Vegan Mac and ‘Cheese’

Vegan mac and 'cheese'
Vegan mac and ‘cheese’


  • 350 g dried penne or macaroni
  • Sea salt
  • Freshly ground black pepper
  • 1 onion
  • 1 litre unsweetened organic soya milk
  • 100 g dairy-free margarine
  • 85 g plain flour
  • 1 heaped teaspoon English mustard
  • 1½ tablespoons nutritional yeast flakes (available online or from specialist stores)
  • 50 g vegan cheese – optional (available online or from specialist stores)
  • 5 cloves of garlic
  • ½ a bunch of fresh thyme
  • Olive oil
  • 40 g fresh breadcrumbs


  1. Preheat the oven to 180C/350F/Gas 4. Cook the pasta according to the packet instructions in a large pan of salted boiling water.
  2. Meanwhile, peel and halve the onion, then place in a small pan over a medium heat with the milk.
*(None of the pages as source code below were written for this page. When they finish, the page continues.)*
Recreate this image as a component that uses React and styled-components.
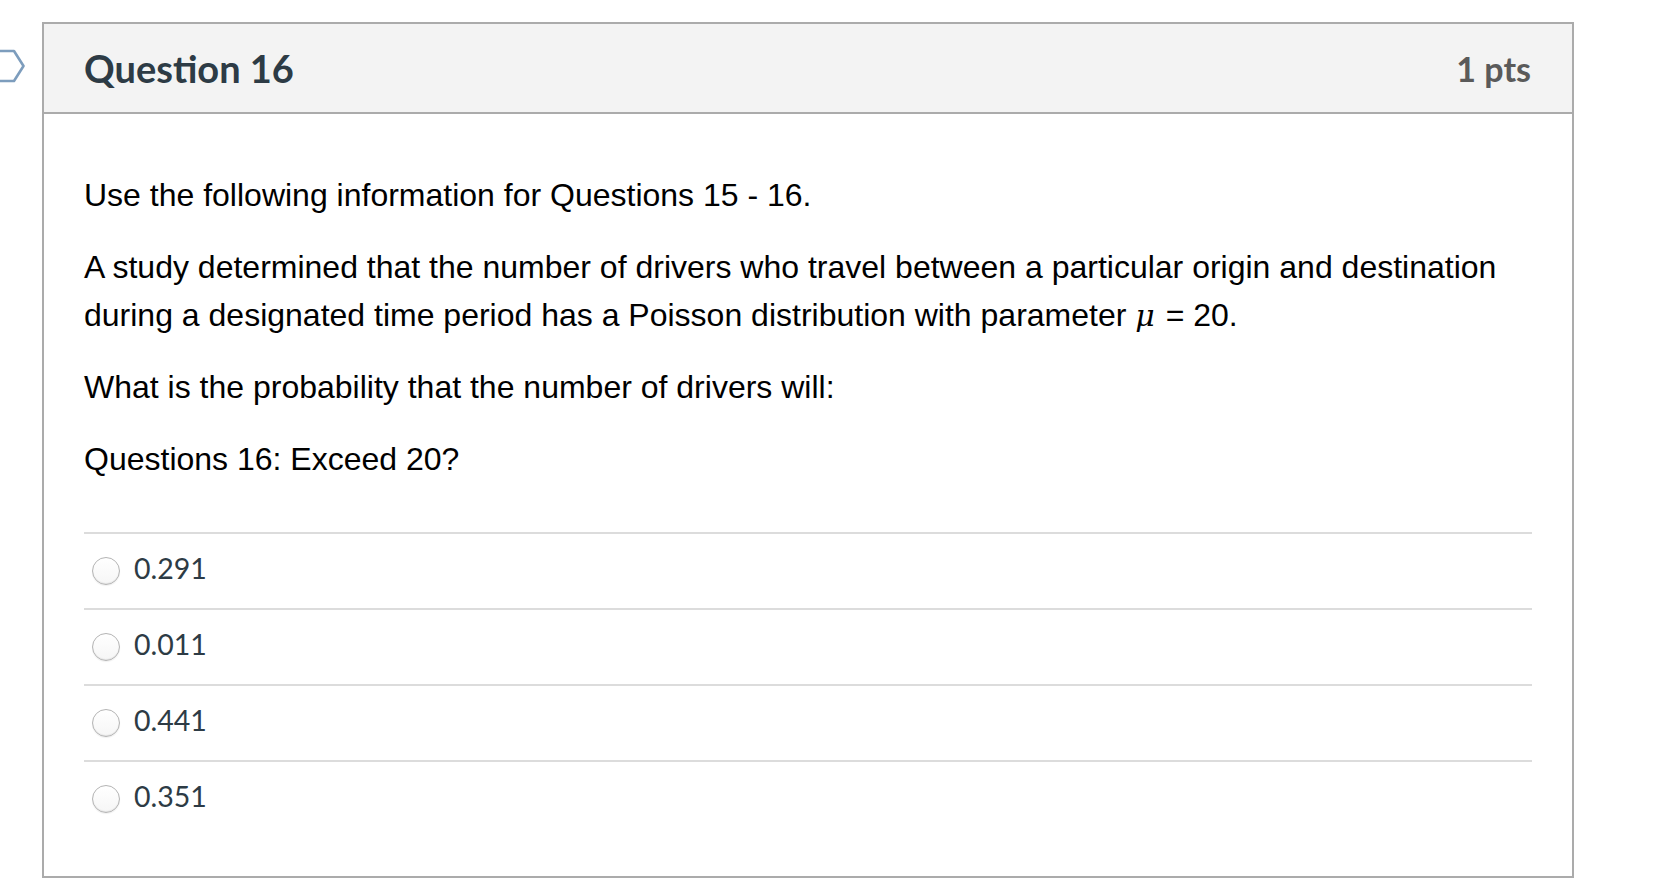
import React from 'react'
import styled, { createGlobalStyle } from 'styled-components'

const GlobalStyle = createGlobalStyle`
  body {
    margin: 0;
    background: #fff;
  }
`

const Page = styled.div`
  display: flex;
  align-items: flex-start;
  padding-top: 22px;
`

const Gutter = styled.div`
  width: 42px;
  flex-shrink: 0;
  padding-top: 26px;
  overflow: hidden;
`

const Card = styled.section`
  width: 1532px;
  box-sizing: border-box;
  border: 2px solid #ababab;
  background: #fff;
`

const Header = styled.header`
  display: flex;
  justify-content: space-between;
  align-items: center;
  height: 88px;
  padding: 0 41px 0 40px;
  background: #f3f3f3;
  border-bottom: 2px solid #ababab;
  font-family: Lato, 'Open Sans', sans-serif;
  font-weight: 700;
`

const Title = styled.h2`
  margin: 0;
  font-size: 38px;
  font-weight: 700;
  color: #2d3b45;
`

const Points = styled.span`
  font-size: 34px;
  color: #5a5a5a;
`

const QuestionText = styled.div`
  padding: 33px 40px 25px;
  font-family: 'Liberation Sans', Arial, Helvetica, sans-serif;
  font-size: 32px;
  line-height: 48px;
  color: #000;

  p {
    margin: 24px 0;
  }
`

const Mu = styled.i`
  font-family: 'DejaVu Serif', 'Liberation Serif', serif;
  font-size: 30px;
  line-height: 1;
  margin-right: 2px;
`

const Answers = styled.div`
  margin: 0 40px;
  padding-bottom: 40px;
`

const Answer = styled.label`
  display: flex;
  align-items: center;
  height: 74px;
  padding-left: 8px;
  border-top: 2px solid #dcdcdc;
  font-family: Lato, 'Open Sans', sans-serif;
  font-size: 28.5px;
  color: #2d3b45;
`

const Radio = styled.span`
  width: 28px;
  height: 28px;
  border-radius: 50%;
  box-sizing: border-box;
  border: 1px solid #b4b4b4;
  background: linear-gradient(#ffffff, #f6f6f6);
  box-shadow: inset 0 -1px 1px rgba(0, 0, 0, 0.08), 0 1px 1px rgba(0, 0, 0, 0.06);
  margin-right: 14px;
  flex-shrink: 0;
`

const AnswerText = styled.span`
  margin-bottom: 7px;
`

function Flag() {
  return (
    <svg width="26" height="36" viewBox="0 0 26 36" style={{ display: 'block' }}>
      <path
        d="M-6 3 H14 L23.5 18 L14 33 H-6"
        fill="none"
        stroke="#7d9dbd"
        strokeWidth="2.6"
        strokeLinejoin="round"
      />
    </svg>
  )
}

const answers = ['0.291', '0.011', '0.441', '0.351']

export default function App() {
  return (
    <>
      <GlobalStyle />
      <Page>
        <Gutter>
          <Flag />
        </Gutter>
        <Card>
          <Header>
            <Title>Question 16</Title>
            <Points>1 pts</Points>
          </Header>
          <QuestionText>
            <p>Use the following information for Questions 15 - 16.</p>
            <p>
              A study determined that the number of drivers who travel between a particular origin and destination
              during a designated time period has a Poisson distribution with parameter <Mu>μ</Mu> = 20.
            </p>
            <p>What is the probability that the number of drivers will:</p>
            <p>Questions 16: Exceed 20?</p>
          </QuestionText>
          <Answers>
            {answers.map((a) => (
              <Answer key={a}>
                <Radio />
                <AnswerText>{a}</AnswerText>
              </Answer>
            ))}
          </Answers>
        </Card>
      </Page>
    </>
  )
}
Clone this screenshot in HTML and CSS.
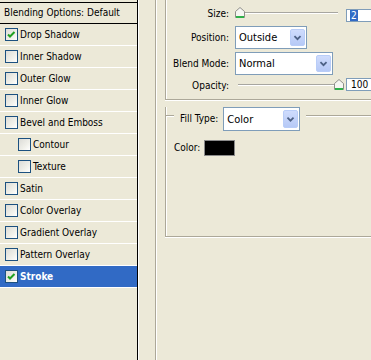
FILE: index.html
```html
<!DOCTYPE html>
<html>
<head>
<meta charset="utf-8">
<link rel="stylesheet" href="styles.css">
</head>
<body>
<div class="dialog">
  <div class="list">
    <div class="list-head">Blending Options: Default</div>
    <div class="item"><span class="cb"><svg width="11" height="11" viewBox="0 0 11 11"><path d="M2 5.5l2 2 4.5-4.5" stroke="#21a121" stroke-width="2" fill="none"/></svg></span><span>Drop Shadow</span></div>
    <div class="item"><span class="cb"></span><span>Inner Shadow</span></div>
    <div class="item"><span class="cb"></span><span>Outer Glow</span></div>
    <div class="item"><span class="cb"></span><span>Inner Glow</span></div>
    <div class="item"><span class="cb"></span><span>Bevel and Emboss</span></div>
    <div class="item sub"><span class="cb"></span><span>Contour</span></div>
    <div class="item sub"><span class="cb"></span><span>Texture</span></div>
    <div class="item"><span class="cb"></span><span>Satin</span></div>
    <div class="item"><span class="cb"></span><span>Color Overlay</span></div>
    <div class="item"><span class="cb"></span><span>Gradient Overlay</span></div>
    <div class="item"><span class="cb"></span><span>Pattern Overlay</span></div>
    <div class="item selected"><span class="cb"><svg width="11" height="11" viewBox="0 0 11 11"><path d="M2 5.5l2 2 4.5-4.5" stroke="#21a121" stroke-width="2" fill="none"/></svg></span><span>Stroke</span></div>
  </div>
  <div class="pane">
    <div class="frame">
      <div class="group structure">
        <div class="label">Size:</div>
        <div class="ctrl">
          <div class="slider s-size">
            <svg class="thumb" width="10" height="11" viewBox="0 0 10 11"><path d="M0.5 10.5V4.5L5 0.5L9.5 4.5V10.5Z" fill="#f6f6f2" stroke="#8f8f8a"/><path d="M1 9.5H9M1 10.5H9" stroke="#2fb04a"/></svg>
            <div class="track"></div>
          </div>
          <div class="num num-size"><span class="sel">2</span></div>
        </div>
        <div class="label">Position:</div>
        <div class="ctrl">
          <div class="select w-pos"><span class="val">Outside</span><span class="btn"><svg width="15" height="17" viewBox="0 0 15 17"><path d="M4 7l3.5 3.5L11 7" stroke="#4d6185" stroke-width="2" fill="none"/></svg></span></div>
        </div>
        <div class="label">Blend Mode:</div>
        <div class="ctrl">
          <div class="select w-blend"><span class="val">Normal</span><span class="btn"><svg width="15" height="17" viewBox="0 0 15 17"><path d="M4 7l3.5 3.5L11 7" stroke="#4d6185" stroke-width="2" fill="none"/></svg></span></div>
        </div>
        <div class="label">Opacity:</div>
        <div class="ctrl">
          <div class="slider s-opacity">
            <div class="track"></div>
            <svg class="thumb" width="10" height="11" viewBox="0 0 10 11"><path d="M0.5 10.5V4.5L5 0.5L9.5 4.5V10.5Z" fill="#f6f6f2" stroke="#8f8f8a"/><path d="M1 9.5H9M1 10.5H9" stroke="#2fb04a"/></svg>
          </div>
          <div class="num num-op">100</div>
        </div>
      </div>
      <div class="group fill">
        <div class="legend-row">
          <div class="seg seg-l"></div>
          <div class="legend">
            <span class="legend-label">Fill Type:</span>
            <div class="select w-fill"><span class="val">Color</span><span class="btn"><svg width="15" height="18" viewBox="0 0 15 18"><path d="M4 7.5l3.5 3.5L11 7.5" stroke="#4d6185" stroke-width="2" fill="none"/></svg></span></div>
          </div>
          <div class="seg seg-r"></div>
        </div>
        <div class="color-row">
          <span>Color:</span>
          <span class="swatch"></span>
        </div>
      </div>
    </div>
  </div>
</div>
</body>
</html>
```
FILE: styles.css
```css
* { box-sizing: border-box; }
html, body {
  margin: 0;
  padding: 0;
}
body {
  width: 371px;
  height: 360px;
  overflow: hidden;
  background: #ece9d8;
  color: #000;
  font-family: "DejaVu Sans Condensed", "DejaVu Sans", sans-serif;
  font-stretch: condensed;
  font-size: 10px;
  line-height: 1;
}
.dialog {
  display: flex;
  height: 360px;
  width: 371px;
}
.list {
  flex: none;
  width: 138px;
  padding-top: 2px;
  border-right: 1px solid #000;
  box-shadow: 1px 0 0 #fff;
}
.list-head {
  height: 22px;
  border-top: 1px solid #000;
  border-bottom: 1px solid #000;
  padding-left: 4px;
  display: flex;
  align-items: center;
}
.item {
  height: 22px;
  border-bottom: 1px solid #fff;
  display: flex;
  align-items: center;
  padding-left: 5px;
  gap: 2px;
}
.item.sub { padding-left: 18px; }
.item.selected {
  background: #316ac5;
  color: #fff;
  font-weight: bold;
}
.cb {
  flex: none;
  width: 13px;
  height: 13px;
  border: 1px solid #1c5180;
  background: linear-gradient(135deg, #dcdcd7 0%, #f0f0ea 60%, #ffffff 100%);
  display: flex;
}
.cb svg { display: block; }
.pane {
  flex: 1;
  padding-left: 17px;
  min-width: 0;
  overflow: hidden;
}
.frame {
  height: 360px;
  border-left: 1px solid #aca899;
  box-shadow: inset 1px 0 0 #fff;
  padding-left: 9px;
}
.group {
  border-left: 1px solid #aca899;
  border-bottom: 1px solid #aca899;
  box-shadow: inset 1px 0 0 #fff, 0 1px 0 #fff;
}
.structure {
  height: 100px;
  display: grid;
  grid-template-columns: 62px auto;
  grid-template-rows: 18px 23px 23px 16px;
  column-gap: 6px;
  row-gap: 3px;
  padding-top: 5px;
  padding-left: 1px;
  align-content: start;
}
.label {
  text-align: right;
  align-self: center;
  white-space: nowrap;
}
.ctrl {
  display: flex;
  align-items: flex-start;
  min-width: 0;
}
.slider {
  flex: none;
  width: 109px;
  display: flex;
  align-items: center;
}
.s-size { margin-top: 2px; }
.s-opacity { margin-top: 1px; }
.thumb { display: block; flex: none; }
.track {
  flex: 1;
  height: 2px;
  border-top: 1px solid #a7a6a0;
  border-bottom: 1px solid #fff;
  margin-top: 1px;
}
.s-size .track { margin-right: 6px; }
.s-opacity .track { margin-left: 3px; }
.num {
  flex: none;
  margin-left: 2px;
  width: 26px;
  height: 13px;
  border: 1px solid #7f9db9;
  border-right: 0;
  background: #fff;
  padding-left: 4px;
  display: flex;
  align-items: center;
}
.num-size { margin-top: 4px; }
.sel {
  background: #316ac5;
  color: #fff;
  padding: 0 1px;
  margin-left: -1px;
  line-height: 11px;
}
.select {
  flex: none;
  display: flex;
  height: 23px;
  border: 1px solid #7f9db9;
  background: #fff;
  padding: 2px 1px 2px 2px;
}
.w-pos { width: 72px; }
.w-blend { width: 98px; }
.w-fill { width: 77px; height: 24px; }
.select .val {
  flex: 1;
  display: flex;
  align-items: center;
  padding-left: 1px;
  font-size: 11px;
}
.select .btn {
  flex: none;
  width: 15px;
  border-radius: 2px;
  border: 1px solid #b9cdf8;
  background: linear-gradient(#cfdcfd, #b6c9f6);
  display: flex;
  align-items: center;
  justify-content: center;
}
.select .btn svg { display: block; }
.fill {
  margin-top: 15px;
  height: 130px;
}
.legend-row {
  display: flex;
  align-items: flex-start;
  margin-top: -8px;
  height: 24px;
}
.seg {
  height: 2px;
  margin-top: 8px;
  border-top: 1px solid #aca899;
  border-bottom: 1px solid #fff;
}
.seg-l { width: 8px; flex: none; }
.seg-r { flex: 1; }
.legend {
  display: flex;
  align-items: center;
  gap: 5px;
  padding: 0 6px;
  height: 24px;
}
.legend-label { white-space: nowrap; }
.color-row {
  display: flex;
  align-items: center;
  gap: 4px;
  margin-top: 9px;
  padding-left: 8px;
  height: 16px;
}
.swatch {
  width: 31px;
  height: 16px;
  background: #000;
  border: 1px solid #8a8a8a;
}
```
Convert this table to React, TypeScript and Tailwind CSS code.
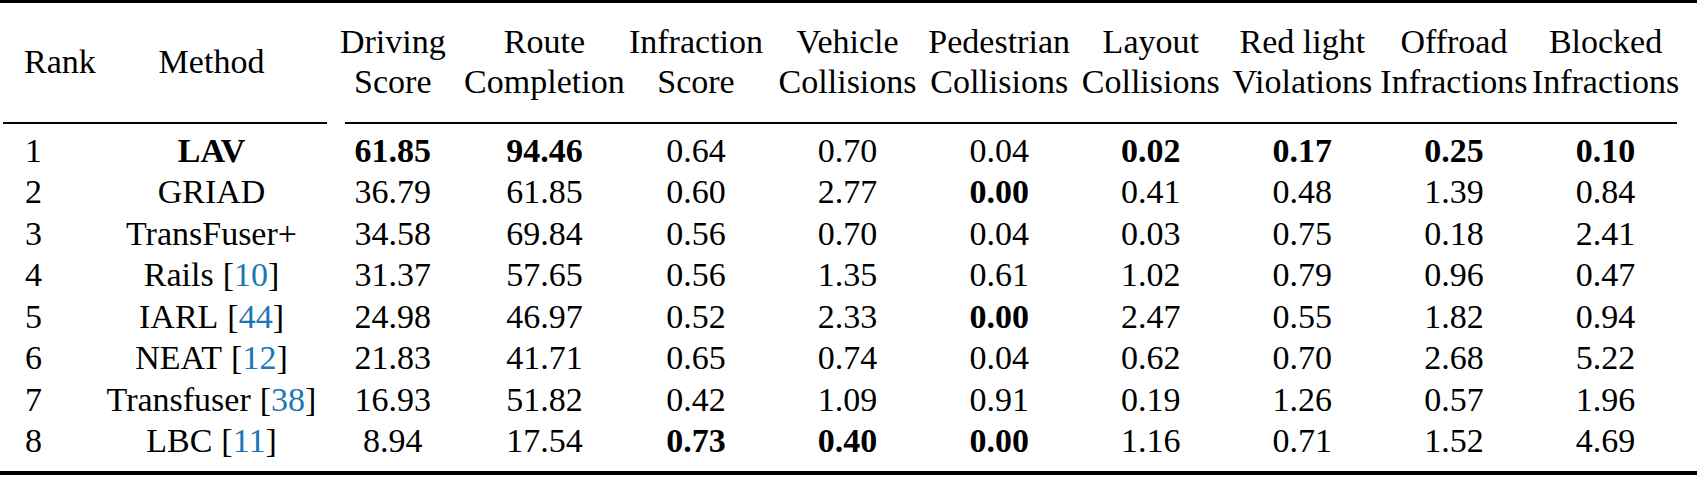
const columns = [
    ["Driving", "Score"],
    ["Route", "Completion"],
    ["Infraction", "Score"],
    ["Vehicle", "Collisions"],
    ["Pedestrian", "Collisions"],
    ["Layout", "Collisions"],
    ["Red light", "Violations"],
    ["Offroad", "Infractions"],
    ["Blocked", "Infractions"],
];

// "*" in front of a value marks the best result (bold)
const rows = [
    { rank: 1, method: "LAV", cite: "", best: true, values: ["*61.85", "*94.46", "0.64", "0.70", "0.04", "*0.02", "*0.17", "*0.25", "*0.10"] },
    { rank: 2, method: "GRIAD", cite: "", values: ["36.79", "61.85", "0.60", "2.77", "*0.00", "0.41", "0.48", "1.39", "0.84"] },
    { rank: 3, method: "TransFuser+", cite: "", values: ["34.58", "69.84", "0.56", "0.70", "0.04", "0.03", "0.75", "0.18", "2.41"] },
    { rank: 4, method: "Rails", cite: "10", values: ["31.37", "57.65", "0.56", "1.35", "0.61", "1.02", "0.79", "0.96", "0.47"] },
    { rank: 5, method: "IARL", cite: "44", values: ["24.98", "46.97", "0.52", "2.33", "*0.00", "2.47", "0.55", "1.82", "0.94"] },
    { rank: 6, method: "NEAT", cite: "12", values: ["21.83", "41.71", "0.65", "0.74", "0.04", "0.62", "0.70", "2.68", "5.22"] },
    { rank: 7, method: "Transfuser", cite: "38", values: ["16.93", "51.82", "0.42", "1.09", "0.91", "0.19", "1.26", "0.57", "1.96"] },
    { rank: 8, method: "LBC", cite: "11", values: ["8.94", "17.54", "*0.73", "*0.40", "*0.00", "1.16", "0.71", "1.52", "4.69"] },
];

const gridCols = "grid grid-cols-[106px_211px_repeat(9,151.6px)]";

function App() {
    return (
        <div className="w-[1699px] h-[477px] bg-white text-black font-['Liberation_Serif'] text-[34px]">
            <div className="w-[1697px] h-[3px] bg-black" />

            {/* header */}
            <div className={`${gridCols} pt-[19px] pb-[21px] leading-[39.5px]`}>
                <div className="flex items-center pl-[24px]">Rank</div>
                <div className="flex items-center justify-center">Method</div>
                {columns.map(([top, bottom], i) => (
                    <div key={i} className="min-w-0 flex flex-col items-center whitespace-nowrap">
                        <span>{top}</span>
                        <span>{bottom}</span>
                    </div>
                ))}
            </div>

            <div className="flex">
                <div className="ml-[3px] w-[324px] h-[1.5px] bg-black" />
                <div className="ml-[18px] w-[1332px] h-[1.5px] bg-black" />
            </div>

            {/* body */}
            <div className="pt-[6.5px] pb-[9.5px] leading-[41.43px]">
                {rows.map((row) => (
                    <div key={row.rank} className={gridCols}>
                        <div className="pl-[25px]">{row.rank}</div>
                        <div className={`flex justify-center whitespace-nowrap ${row.best ? "font-bold" : ""}`}>
                            {row.method}
                            {row.cite && (
                                <span className="ml-[9px]">
                                    [<span className="text-[#1f76b4]">{row.cite}</span>]
                                </span>
                            )}
                        </div>
                        {row.values.map((v, i) => (
                            <div
                                key={i}
                                className={`min-w-0 flex justify-center whitespace-nowrap ${v.startsWith("*") ? "font-bold" : ""}`}
                            >
                                {v.replace("*", "")}
                            </div>
                        ))}
                    </div>
                ))}
            </div>

            <div className="w-[1697px] h-[4px] bg-black" />
        </div>
    );
}

export default App;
Slowly bring to the boil, then remove from the heat. Pick out and discard the onion, then set aside. Melt the margarine in another pan over a medium heat, then add the flour, stirring continuously until it forms a roux. Gradually add the warm milk a little at a time, whisking continuously until smooth. Bring to the boil, then simmer for around 10 minutes, or until thickened. Stir in the mustard and nutritional yeast flakes, grate and stir in the vegan cheese (if using), then season to taste with salt and pepper. 
  3. Drain and add the macaroni to the sauce, then toss to coat. Transfer the mixture to an ovenproof baking dish (roughly 20cm x 30cm), then set aside.

Peel and finely slice the garlic, then pick the thyme leaves, discarding the stalks. Add to a medium pan over a medium heat with a splash of oil. Cook for 2 to 3 minutes, or until golden, then transfer to a food processor with the breadcrumbs and a splash of oil. Blitz until combined and roughly chopped, then sprinkle over the pasta. Place the dish in the hot oven for 20 to 25 minutes, or until golden and bubbling. Leave to stand for around 5 minutes, then serve while warm.